El debate de investidura decepcionó. Los oradores principales hicieron cuatro brindis al sol pensando en el futuro votante. Del pasado vapulearon todo, en un revisionismo permanente y sectario que no conduce a ninguna parte. Del país que desean construir, nada dijeron más allá de unas generalidades. Los políticos, neófitos y veteranos, siguen encapsulados en su artificial campana de cristal en la que únicamente cuentan sus expectativas electorales. Los partidos confunden entenderse con entregarse porque el cortoplacismo y los cálculos particulares envenenan sus actuaciones.

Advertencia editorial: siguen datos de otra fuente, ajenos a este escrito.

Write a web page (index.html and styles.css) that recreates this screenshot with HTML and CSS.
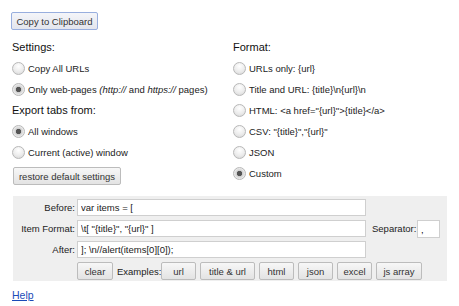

Como siempre.

Sorprende la velocidad con que la nueva política replica los modelos de la antigua. La descalificación sigue siendo la única arma. La dialéctica tahúr y la teoría de la pinza no constituyen desde Guerra y Anguita novedad para los españoles, que ahora las ven copiadas con menos gracia por Iglesias y Sánchez. Lo primero que los recién llegados hacen con los miles de euros que reciben de los impuestos por subvenciones es montar equipos de asesores y estructuras organizativas para consolidar su poder mediante colaboradores, amigos y compañeros políticos. Por ahí empieza a rodar la bola que conduce a la desafección y al descrédito: partidos atados a gastos innecesarios y a multitud de liberados que acaban convertidos en redes clientelares.

No se trata de buscar un presidente como quien escoge camisa en las rebajas con tal de que sea barata. Lo que importa es que tenga ideas, aúne voluntades y constituya un gobierno que sepa hacia dónde avanza. Los dirigentes españoles quieren de repente que seamos Dinamarca. Allí, desde 1909, todos los gobiernos han sido coaliciones. Las intenciones de pacto se anuncian antes de votar y las mayorías quedan consolidadas a las pocas horas del escrutinio.

En dos meses eso aquí ha resultado imposible. En los otros dos que restan por delante hasta disolver las Cámaras, improbable. Aunque todo puede suceder antes de que expire el plazo el 2 de mayo. Lo triste no es constatar que aún nos falte mucho para ser daneses sino los patéticos liderazgos vacíos que evidencia el espectáculo de esta semana. Las decisiones no se toman por el bien de España, sino por el de las siglas. La regeneración de la vida pública no llegará por cambiar de políticos sino por cambiar la política.